* Given request *
Select the lines that contain "index" and copy each of them.

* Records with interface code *
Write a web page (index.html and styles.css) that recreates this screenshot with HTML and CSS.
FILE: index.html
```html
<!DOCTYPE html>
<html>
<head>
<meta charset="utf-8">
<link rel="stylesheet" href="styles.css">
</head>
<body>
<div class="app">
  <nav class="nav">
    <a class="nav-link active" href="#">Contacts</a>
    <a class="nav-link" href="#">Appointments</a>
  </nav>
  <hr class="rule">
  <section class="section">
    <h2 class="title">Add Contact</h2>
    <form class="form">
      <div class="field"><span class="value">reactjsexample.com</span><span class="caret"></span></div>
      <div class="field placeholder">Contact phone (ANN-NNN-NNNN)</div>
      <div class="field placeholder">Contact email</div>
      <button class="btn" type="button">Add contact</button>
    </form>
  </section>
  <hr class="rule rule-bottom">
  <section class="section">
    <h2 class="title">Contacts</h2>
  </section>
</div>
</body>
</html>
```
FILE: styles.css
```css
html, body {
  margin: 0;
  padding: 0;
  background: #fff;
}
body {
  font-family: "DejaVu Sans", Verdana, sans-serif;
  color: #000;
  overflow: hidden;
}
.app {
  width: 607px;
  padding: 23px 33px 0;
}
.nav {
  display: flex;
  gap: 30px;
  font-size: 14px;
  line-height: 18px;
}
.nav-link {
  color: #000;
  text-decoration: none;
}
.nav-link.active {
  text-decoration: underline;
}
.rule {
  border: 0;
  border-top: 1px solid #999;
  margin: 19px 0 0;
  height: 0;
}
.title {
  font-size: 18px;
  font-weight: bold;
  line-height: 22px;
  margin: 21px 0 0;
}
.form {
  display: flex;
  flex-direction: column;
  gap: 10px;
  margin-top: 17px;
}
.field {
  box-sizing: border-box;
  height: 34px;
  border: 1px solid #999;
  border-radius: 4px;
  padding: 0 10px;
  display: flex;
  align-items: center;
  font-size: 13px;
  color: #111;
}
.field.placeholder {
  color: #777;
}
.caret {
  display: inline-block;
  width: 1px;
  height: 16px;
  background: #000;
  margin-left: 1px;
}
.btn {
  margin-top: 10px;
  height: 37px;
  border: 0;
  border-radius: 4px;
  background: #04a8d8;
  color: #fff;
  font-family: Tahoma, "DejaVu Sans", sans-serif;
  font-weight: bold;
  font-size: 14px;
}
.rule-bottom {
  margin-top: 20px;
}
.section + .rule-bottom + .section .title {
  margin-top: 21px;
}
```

...

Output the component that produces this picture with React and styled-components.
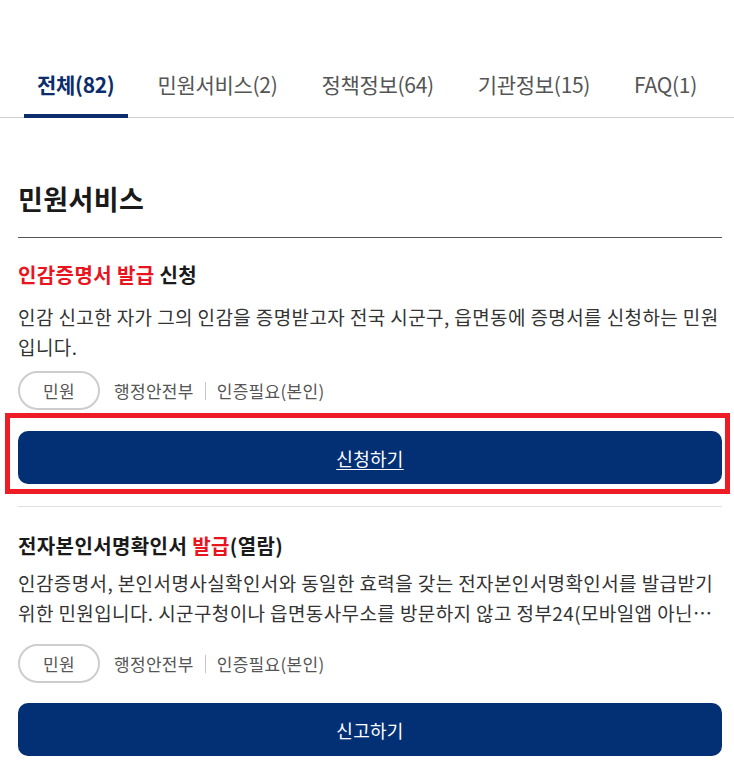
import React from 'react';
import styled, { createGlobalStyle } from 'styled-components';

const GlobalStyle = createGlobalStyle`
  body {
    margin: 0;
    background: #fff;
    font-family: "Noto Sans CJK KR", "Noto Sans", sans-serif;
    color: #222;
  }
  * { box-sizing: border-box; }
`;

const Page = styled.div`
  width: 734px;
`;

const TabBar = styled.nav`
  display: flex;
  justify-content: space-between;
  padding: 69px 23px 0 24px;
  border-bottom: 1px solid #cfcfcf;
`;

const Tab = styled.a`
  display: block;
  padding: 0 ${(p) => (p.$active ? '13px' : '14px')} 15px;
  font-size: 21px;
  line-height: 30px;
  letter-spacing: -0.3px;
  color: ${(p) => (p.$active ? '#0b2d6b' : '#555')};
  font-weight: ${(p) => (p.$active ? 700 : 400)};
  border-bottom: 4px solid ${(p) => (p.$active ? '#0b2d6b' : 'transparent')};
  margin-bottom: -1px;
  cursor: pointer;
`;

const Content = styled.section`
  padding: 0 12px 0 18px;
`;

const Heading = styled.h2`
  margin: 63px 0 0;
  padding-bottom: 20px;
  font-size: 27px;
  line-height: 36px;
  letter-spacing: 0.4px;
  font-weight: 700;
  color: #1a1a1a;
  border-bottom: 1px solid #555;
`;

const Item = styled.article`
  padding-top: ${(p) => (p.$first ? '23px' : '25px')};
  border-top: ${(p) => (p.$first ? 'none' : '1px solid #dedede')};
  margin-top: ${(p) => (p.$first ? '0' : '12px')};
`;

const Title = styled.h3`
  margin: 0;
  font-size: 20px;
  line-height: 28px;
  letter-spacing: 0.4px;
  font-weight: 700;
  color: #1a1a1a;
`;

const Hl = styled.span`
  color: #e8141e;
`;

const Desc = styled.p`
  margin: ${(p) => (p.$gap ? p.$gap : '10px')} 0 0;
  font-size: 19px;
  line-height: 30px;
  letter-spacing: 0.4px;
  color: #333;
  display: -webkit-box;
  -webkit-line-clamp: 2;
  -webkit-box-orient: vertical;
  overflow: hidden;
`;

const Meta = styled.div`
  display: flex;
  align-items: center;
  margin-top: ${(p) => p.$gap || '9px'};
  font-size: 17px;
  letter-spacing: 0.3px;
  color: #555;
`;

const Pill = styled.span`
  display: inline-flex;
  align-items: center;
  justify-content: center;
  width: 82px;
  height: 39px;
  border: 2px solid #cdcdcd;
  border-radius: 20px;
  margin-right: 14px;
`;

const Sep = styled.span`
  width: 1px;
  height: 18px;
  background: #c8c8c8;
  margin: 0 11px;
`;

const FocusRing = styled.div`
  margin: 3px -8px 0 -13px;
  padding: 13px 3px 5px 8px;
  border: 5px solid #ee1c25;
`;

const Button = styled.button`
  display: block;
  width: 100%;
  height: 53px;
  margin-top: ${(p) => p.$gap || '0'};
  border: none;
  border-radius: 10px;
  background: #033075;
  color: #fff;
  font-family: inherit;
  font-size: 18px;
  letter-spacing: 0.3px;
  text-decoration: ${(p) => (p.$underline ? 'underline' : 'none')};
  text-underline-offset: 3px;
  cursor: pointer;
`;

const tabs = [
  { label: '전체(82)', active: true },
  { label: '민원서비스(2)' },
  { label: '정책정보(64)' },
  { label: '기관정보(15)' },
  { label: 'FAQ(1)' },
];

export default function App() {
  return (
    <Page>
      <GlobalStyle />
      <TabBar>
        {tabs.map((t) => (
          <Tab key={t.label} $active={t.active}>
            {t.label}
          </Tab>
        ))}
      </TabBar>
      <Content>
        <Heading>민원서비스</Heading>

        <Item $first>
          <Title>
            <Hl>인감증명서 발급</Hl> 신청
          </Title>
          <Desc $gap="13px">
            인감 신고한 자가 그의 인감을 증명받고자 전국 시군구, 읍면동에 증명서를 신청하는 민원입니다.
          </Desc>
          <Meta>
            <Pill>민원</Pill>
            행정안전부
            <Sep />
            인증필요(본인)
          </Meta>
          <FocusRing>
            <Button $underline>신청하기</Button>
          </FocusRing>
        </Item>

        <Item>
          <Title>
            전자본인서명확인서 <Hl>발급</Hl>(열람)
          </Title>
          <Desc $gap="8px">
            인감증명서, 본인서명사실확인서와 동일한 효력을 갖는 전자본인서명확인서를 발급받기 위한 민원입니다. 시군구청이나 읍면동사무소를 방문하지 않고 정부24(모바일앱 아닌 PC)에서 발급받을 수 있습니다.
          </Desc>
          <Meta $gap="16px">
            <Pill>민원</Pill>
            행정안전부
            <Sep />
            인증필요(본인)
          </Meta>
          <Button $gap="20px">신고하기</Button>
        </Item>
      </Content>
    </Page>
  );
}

--

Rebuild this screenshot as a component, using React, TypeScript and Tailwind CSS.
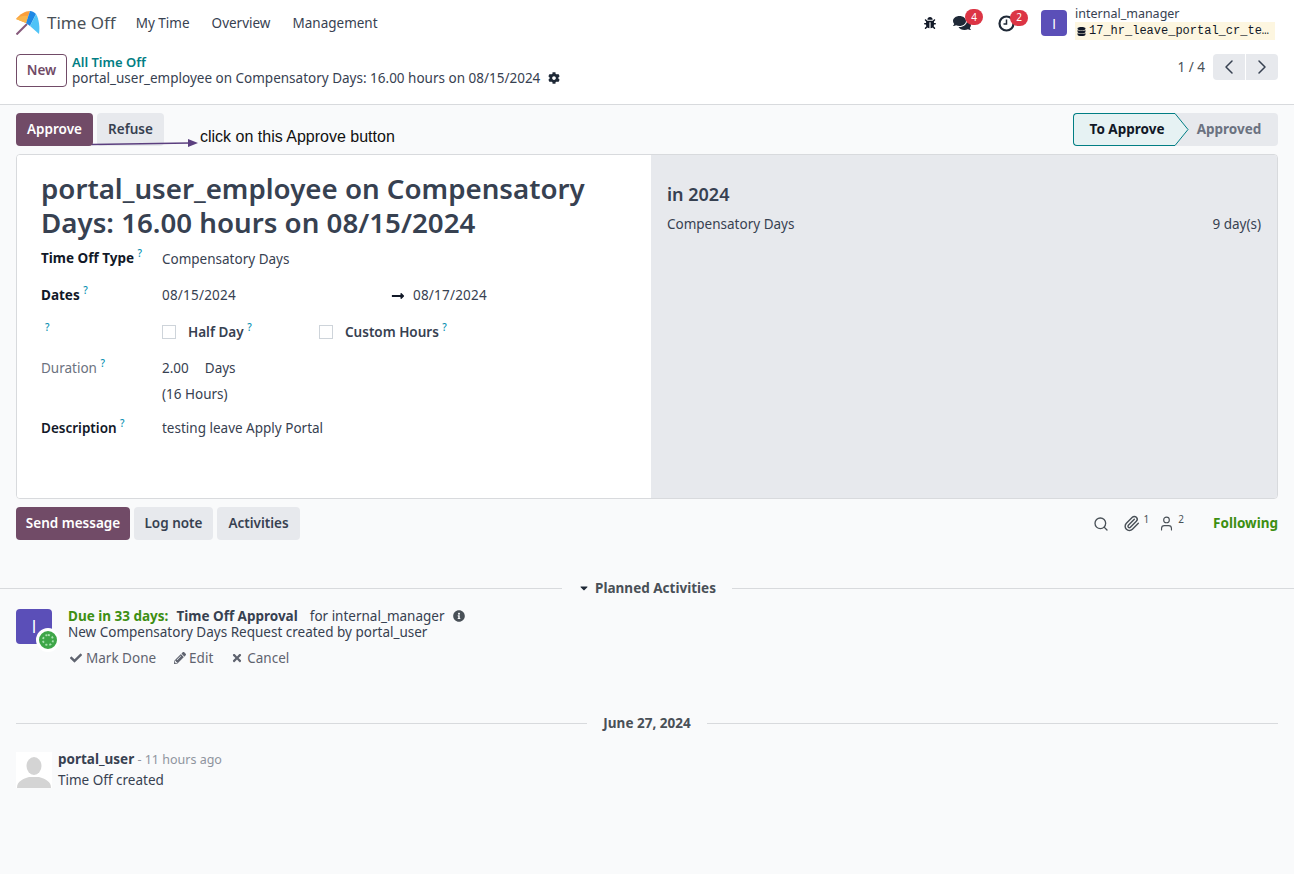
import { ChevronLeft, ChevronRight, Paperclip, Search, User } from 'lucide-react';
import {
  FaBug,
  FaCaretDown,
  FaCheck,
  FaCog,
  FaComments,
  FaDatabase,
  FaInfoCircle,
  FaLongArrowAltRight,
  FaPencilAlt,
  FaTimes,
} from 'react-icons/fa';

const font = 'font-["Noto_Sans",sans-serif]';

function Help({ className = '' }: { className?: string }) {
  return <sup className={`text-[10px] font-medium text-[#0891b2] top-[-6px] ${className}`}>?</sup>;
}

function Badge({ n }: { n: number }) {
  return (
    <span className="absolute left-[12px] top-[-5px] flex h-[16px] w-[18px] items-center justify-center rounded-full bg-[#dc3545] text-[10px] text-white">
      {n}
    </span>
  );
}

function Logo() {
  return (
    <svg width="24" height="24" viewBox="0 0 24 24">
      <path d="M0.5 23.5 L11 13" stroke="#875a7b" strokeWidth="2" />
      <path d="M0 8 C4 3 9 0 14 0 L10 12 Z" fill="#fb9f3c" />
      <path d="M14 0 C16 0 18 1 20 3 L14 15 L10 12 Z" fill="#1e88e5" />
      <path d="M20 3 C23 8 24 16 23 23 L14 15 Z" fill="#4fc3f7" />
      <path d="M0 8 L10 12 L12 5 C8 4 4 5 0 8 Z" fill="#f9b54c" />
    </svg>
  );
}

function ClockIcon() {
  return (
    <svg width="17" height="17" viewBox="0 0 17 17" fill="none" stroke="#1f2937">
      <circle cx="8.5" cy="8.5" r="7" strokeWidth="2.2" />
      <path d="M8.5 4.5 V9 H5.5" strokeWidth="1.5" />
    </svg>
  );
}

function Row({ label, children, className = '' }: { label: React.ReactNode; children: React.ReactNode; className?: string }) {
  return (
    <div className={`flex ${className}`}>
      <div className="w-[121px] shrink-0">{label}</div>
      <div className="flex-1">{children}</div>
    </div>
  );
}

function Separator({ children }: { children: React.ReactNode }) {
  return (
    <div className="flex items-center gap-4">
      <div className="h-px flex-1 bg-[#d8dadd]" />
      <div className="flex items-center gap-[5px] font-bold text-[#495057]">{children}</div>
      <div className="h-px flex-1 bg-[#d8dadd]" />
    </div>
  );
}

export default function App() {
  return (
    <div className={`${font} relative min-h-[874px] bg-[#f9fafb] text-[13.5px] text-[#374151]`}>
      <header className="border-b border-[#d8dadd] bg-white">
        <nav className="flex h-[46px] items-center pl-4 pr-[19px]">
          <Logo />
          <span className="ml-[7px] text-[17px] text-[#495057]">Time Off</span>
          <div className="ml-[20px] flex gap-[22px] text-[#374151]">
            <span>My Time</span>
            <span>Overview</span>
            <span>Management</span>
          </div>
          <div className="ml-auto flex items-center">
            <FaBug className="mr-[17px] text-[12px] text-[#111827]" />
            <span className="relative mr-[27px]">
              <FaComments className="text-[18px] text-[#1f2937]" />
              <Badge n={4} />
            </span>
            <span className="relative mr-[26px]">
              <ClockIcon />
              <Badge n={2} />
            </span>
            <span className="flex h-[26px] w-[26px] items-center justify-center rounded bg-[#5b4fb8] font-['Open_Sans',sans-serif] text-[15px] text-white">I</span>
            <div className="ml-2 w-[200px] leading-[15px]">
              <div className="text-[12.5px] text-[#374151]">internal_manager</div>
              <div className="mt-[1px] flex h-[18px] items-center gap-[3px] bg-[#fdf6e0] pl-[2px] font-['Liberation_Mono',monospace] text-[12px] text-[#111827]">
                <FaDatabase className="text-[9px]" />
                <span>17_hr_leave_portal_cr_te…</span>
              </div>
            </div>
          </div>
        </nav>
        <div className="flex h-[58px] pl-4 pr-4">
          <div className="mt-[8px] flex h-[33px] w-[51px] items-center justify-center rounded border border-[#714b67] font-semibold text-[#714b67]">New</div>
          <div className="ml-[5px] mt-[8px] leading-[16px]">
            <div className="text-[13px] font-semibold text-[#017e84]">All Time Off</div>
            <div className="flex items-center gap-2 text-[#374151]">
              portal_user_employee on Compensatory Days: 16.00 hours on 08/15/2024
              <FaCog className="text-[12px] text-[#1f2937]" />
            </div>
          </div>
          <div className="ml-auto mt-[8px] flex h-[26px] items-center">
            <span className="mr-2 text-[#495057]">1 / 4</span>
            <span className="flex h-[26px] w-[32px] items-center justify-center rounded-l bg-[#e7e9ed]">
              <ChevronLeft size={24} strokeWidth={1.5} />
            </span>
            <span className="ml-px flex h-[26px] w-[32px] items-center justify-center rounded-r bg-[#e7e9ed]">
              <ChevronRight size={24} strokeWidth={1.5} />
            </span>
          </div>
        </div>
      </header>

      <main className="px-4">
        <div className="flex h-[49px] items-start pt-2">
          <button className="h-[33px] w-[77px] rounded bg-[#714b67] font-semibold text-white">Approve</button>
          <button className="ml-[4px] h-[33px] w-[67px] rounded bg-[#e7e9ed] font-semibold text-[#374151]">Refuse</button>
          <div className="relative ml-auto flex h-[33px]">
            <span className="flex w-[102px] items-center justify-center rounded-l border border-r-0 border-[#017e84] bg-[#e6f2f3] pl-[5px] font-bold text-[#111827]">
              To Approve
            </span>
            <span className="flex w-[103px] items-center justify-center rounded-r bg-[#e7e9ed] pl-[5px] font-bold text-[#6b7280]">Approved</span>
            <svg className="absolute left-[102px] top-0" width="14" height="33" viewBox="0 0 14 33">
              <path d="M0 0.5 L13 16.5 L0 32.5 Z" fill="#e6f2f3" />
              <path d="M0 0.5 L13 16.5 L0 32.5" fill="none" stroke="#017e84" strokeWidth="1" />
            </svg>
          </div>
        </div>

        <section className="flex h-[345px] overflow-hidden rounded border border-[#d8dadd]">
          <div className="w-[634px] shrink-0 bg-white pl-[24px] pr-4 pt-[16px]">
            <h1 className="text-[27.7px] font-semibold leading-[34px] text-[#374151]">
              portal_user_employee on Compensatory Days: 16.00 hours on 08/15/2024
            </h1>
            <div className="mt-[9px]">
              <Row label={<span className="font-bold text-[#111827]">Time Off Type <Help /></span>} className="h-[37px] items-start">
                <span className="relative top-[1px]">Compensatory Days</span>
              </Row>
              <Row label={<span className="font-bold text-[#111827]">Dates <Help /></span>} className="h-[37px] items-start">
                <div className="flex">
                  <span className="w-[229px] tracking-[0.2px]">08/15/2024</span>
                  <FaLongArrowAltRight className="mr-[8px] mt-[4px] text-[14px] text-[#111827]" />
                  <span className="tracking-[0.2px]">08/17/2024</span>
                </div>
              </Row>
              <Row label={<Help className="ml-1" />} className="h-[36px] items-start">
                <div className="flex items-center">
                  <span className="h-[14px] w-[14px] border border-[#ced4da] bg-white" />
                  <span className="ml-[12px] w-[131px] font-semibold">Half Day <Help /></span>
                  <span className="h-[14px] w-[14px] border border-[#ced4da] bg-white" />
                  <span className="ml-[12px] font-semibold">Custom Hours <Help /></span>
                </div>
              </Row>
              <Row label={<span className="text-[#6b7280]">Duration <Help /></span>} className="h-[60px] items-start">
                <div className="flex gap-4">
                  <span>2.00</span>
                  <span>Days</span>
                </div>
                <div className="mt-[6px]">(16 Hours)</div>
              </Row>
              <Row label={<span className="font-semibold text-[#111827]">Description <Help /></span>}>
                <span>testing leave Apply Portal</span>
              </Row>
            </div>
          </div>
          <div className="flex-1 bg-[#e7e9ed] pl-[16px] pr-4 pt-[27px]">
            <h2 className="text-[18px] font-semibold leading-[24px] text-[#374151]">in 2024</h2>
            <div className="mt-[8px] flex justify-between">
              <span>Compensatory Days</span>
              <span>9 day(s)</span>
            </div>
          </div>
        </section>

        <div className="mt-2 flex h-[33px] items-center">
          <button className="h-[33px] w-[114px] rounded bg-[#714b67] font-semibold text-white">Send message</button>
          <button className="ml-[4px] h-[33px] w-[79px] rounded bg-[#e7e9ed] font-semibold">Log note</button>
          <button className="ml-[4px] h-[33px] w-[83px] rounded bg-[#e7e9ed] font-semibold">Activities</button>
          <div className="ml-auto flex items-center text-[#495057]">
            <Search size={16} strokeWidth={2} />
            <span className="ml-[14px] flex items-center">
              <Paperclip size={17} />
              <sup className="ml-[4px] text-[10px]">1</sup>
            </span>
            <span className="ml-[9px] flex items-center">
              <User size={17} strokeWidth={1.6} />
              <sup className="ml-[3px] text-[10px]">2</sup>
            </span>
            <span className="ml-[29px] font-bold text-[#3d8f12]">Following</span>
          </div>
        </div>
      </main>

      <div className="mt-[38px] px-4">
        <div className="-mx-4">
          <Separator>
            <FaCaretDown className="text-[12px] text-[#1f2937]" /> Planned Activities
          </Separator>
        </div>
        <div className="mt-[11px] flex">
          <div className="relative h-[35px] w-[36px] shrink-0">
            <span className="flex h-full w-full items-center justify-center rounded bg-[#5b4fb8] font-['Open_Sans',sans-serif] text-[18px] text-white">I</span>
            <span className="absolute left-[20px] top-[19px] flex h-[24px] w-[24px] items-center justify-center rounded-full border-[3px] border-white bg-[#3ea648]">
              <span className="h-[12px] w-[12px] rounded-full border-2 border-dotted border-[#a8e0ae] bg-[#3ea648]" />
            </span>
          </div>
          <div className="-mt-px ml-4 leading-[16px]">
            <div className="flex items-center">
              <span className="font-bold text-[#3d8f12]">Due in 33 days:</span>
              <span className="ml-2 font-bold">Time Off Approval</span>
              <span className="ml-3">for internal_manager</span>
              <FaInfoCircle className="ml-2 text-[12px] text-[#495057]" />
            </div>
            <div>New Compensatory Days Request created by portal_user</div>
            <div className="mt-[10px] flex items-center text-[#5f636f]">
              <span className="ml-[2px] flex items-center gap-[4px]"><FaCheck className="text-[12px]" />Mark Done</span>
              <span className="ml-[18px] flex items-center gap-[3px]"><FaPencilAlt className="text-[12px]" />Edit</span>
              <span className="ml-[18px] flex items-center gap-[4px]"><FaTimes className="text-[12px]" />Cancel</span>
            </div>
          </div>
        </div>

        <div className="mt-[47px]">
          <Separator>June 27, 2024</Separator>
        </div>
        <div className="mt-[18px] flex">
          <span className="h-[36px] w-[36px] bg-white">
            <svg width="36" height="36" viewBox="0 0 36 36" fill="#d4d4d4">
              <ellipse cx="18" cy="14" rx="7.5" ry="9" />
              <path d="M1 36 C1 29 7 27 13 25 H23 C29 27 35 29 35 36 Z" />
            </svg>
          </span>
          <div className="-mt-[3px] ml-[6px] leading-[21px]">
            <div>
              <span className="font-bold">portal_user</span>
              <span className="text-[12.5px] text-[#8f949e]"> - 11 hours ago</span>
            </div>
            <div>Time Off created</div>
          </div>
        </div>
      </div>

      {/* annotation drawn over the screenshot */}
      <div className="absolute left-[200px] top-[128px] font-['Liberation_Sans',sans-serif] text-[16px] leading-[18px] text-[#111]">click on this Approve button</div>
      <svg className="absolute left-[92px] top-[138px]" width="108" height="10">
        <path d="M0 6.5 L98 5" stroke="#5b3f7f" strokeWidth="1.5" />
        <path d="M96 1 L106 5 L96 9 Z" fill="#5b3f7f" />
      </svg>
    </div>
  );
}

* Task answer *
Write a web page (index.html and styles.css) that recreates this screenshot with HTML and CSS.
FILE: index.html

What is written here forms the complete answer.